O LOUREIRO — Como estamos a falar de alfaiates, aqui vai uma estória que o meu avô me contou. Numa freguesia — creio que Serrazes — havia um mestre da agulha, o Loureiro, alfaiate ao domicílio, como as mulheres a dias. Quem precisasse de uns remendos em roupa velha, virar um fato ou botar umas quadras numas calças rogava o Loureiro. E, como a maioria dos clientes não tinha máquina de costura, o artista levava a ferramenta. Tinha uma máquina portátil manual.

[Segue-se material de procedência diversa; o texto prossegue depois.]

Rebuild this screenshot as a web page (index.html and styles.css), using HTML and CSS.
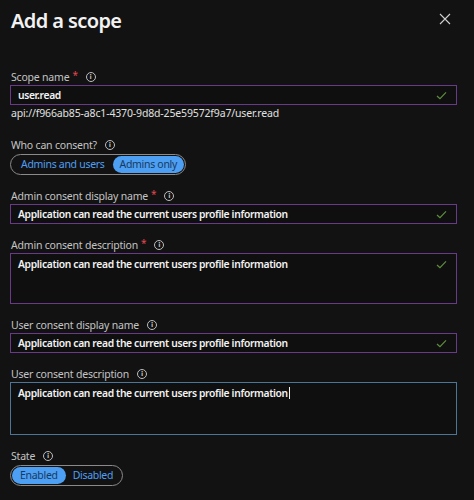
FILE: index.html
```html
<!DOCTYPE html>
<html lang="en">
<head>
<meta charset="utf-8">
<title>Add a scope</title>
<link rel="stylesheet" href="styles.css">
</head>
<body>
<div class="panel">
  <div class="header">
    <h1 class="title">Add a scope</h1>
    <button class="close" aria-label="Close">
      <svg width="12" height="12" viewBox="0 0 12 12"><path d="M1 1L11 11M11 1L1 11" stroke="#d0d0d0" stroke-width="1.1" fill="none"/></svg>
    </button>
  </div>

  <div class="form">
    <div class="field f-scope">
      <div class="label">Scope name <span class="req">*</span><span class="info">i</span></div>
      <div class="input valid"><span class="val">user.read</span><svg class="check" viewBox="0 0 12 10"><path d="M1 5.5L4.3 8.6L11 1.5" stroke="#5f8f3e" stroke-width="1.3" fill="none"/></svg></div>
      <div class="hint">api://f966ab85-a8c1-4370-9d8d-25e59572f9a7/user.read</div>
    </div>

    <div class="field">
      <div class="label">Who can consent?<span class="info">i</span></div>
      <div class="toggle t-consent">
        <span class="opt">Admins and users</span>
        <span class="opt on">Admins only</span>
      </div>
    </div>

    <div class="field">
      <div class="label">Admin consent display name <span class="req">*</span><span class="info">i</span></div>
      <div class="input valid"><span class="val">Application can read the current users profile information</span><svg class="check" viewBox="0 0 12 10"><path d="M1 5.5L4.3 8.6L11 1.5" stroke="#5f8f3e" stroke-width="1.3" fill="none"/></svg></div>
    </div>

    <div class="field">
      <div class="label">Admin consent description <span class="req">*</span><span class="info">i</span></div>
      <div class="input area valid a1"><span class="val">Application can read the current users profile information</span><svg class="check" viewBox="0 0 12 10"><path d="M1 5.5L4.3 8.6L11 1.5" stroke="#5f8f3e" stroke-width="1.3" fill="none"/></svg></div>
    </div>

    <div class="field">
      <div class="label">User consent display name<span class="info">i</span></div>
      <div class="input valid"><span class="val">Application can read the current users profile information</span><svg class="check" viewBox="0 0 12 10"><path d="M1 5.5L4.3 8.6L11 1.5" stroke="#5f8f3e" stroke-width="1.3" fill="none"/></svg></div>
    </div>

    <div class="field">
      <div class="label">User consent description<span class="info">i</span></div>
      <div class="input area focus a2"><span class="val">Application can read the current users profile information<span class="caret"></span></span></div>
    </div>

    <div class="field">
      <div class="label">State<span class="info">i</span></div>
      <div class="toggle t-state">
        <span class="opt on">Enabled</span>
        <span class="opt">Disabled</span>
      </div>
    </div>
  </div>
</div>
</body>
</html>
```

FILE: styles.css
```css
html, body {
  margin: 0;
  padding: 0;
  background: #121212;
}
body {
  font-family: "Noto Sans", "Open Sans", sans-serif;
  color: #e6e6e6;
  width: 474px;
  height: 500px;
  overflow: hidden;
}
.panel {
  padding: 0 17px 0 10px;
}
.header {
  display: flex;
  justify-content: space-between;
  align-items: flex-start;
  height: 70px;
}
.title {
  margin: 6px 0 0 1px;
  font-size: 20px;
  font-weight: 600;
  line-height: 30px;
  color: #f2f2f2;
  letter-spacing: -0.6px;
}
.close {
  margin: 13px 6px 0 0;
  padding: 0;
  border: 0;
  background: transparent;
  width: 12px;
  height: 12px;
  display: flex;
}
.form {
  display: flex;
  flex-direction: column;
  gap: 14px;
}
.f-scope {
  margin-bottom: 4px;
}
.field {
  display: flex;
  flex-direction: column;
}
.label {
  display: flex;
  align-items: center;
  font-size: 10.5px;
  letter-spacing: -0.2px;
  line-height: 14px;
  height: 14px;
  color: #c4c4c4;
  margin: 0 0 1px 1px;
}
.req {
  color: #e0484e;
  margin-left: 3px;
  font-size: 10px;
  position: relative;
  top: -2px;
}
.info {
  display: inline-flex;
  align-items: center;
  justify-content: center;
  width: 8px;
  height: 8px;
  border: 1px solid #bdbdbd;
  border-radius: 50%;
  font-size: 6.5px;
  line-height: 1;
  color: #bdbdbd;
  margin-left: 8px;
  font-family: "DejaVu Sans", sans-serif;
  font-weight: 700;
  letter-spacing: 0;
}
.input {
  box-sizing: border-box;
  height: 20px;
  border: 1px solid #6a3a8a;
  background: #0f0f0f;
  display: flex;
  align-items: center;
  padding: 0 9px 0 7px;
  justify-content: space-between;
  font-size: 10.3px;
  letter-spacing: -0.35px;
  font-weight: 600;
  color: #f2f2f2;
}
.input .val {
  white-space: nowrap;
}
.check {
  width: 11px;
  height: 9px;
  flex: none;
}
.area {
  align-items: flex-start;
  padding-top: 3px;
}
.area .check {
  margin-top: 3px;
}
.a1 { height: 51px; }
.a2 { height: 53px; border-color: #4d7597; }
.caret {
  display: inline-block;
  width: 1px;
  height: 12px;
  background: #f2f2f2;
  vertical-align: -2px;
  margin-left: 1px;
}
.hint {
  font-size: 10.5px;
  letter-spacing: -0.15px;
  line-height: 14px;
  color: #e0e0e0;
  margin: 1px 0 0 1px;
}
.toggle {
  align-self: flex-start;
  display: flex;
  align-items: center;
  box-sizing: border-box;
  height: 21px;
  border: 1px solid #8a8a8a;
  border-radius: 11px;
  padding: 0 1px;
  margin-top: 1px;
}
.opt {
  font-size: 10.5px;
  letter-spacing: -0.3px;
  line-height: 17px;
  color: #4f9ff0;
  padding: 0 7px;
  border-radius: 9px;
  white-space: nowrap;
}
.opt.on {
  background: #4d9ff3;
  color: #183a60;
}
.t-consent .opt:first-child { padding: 0 8px 0 9px; }
.t-state .opt:first-child { padding: 0 8px; }
.t-state .opt:last-child { padding: 0 8px 0 7px; }
```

Enfiava num saco a máquina, as tesouras, as agulhas, os dedais, régua, fita métrica, giz e lá ia ele com uma alfaiataria ensacada. Certa manhã, ia ele dar o dia fora, quando a meio do caminho lhe apareceu um freguês que se dirigia para sua casa, para lhe pôr umas quadras numas calças que levava vestidas. O Loureiro: “Traz aí o pano? Isso faz-se já; dispa lá as calças”. Era um dia de verão de sol radioso, o homem tirou as calças e ficou em cuecas. O Loureiro procurou uma pedra para assentar a máquina, sentou-se debaixo de um carvalho e disse para o homem: “Dê aí à manivela”. Cantava o cuco da ramalheira “cu cu, cu cu”, como se quisesse dizer ao alfaiate onde as calças estavam rotas. O homem a dar à manivela e a máquina “truc truc”. E, pouco depois, o homem vestia as calças que estavam como novas. O Loureiro ensacou a ferramenta, recebeu a paga e lá foi acabar de dar o dia fora.

O meu avô contou-me a estória. Eu imaginei o cenário.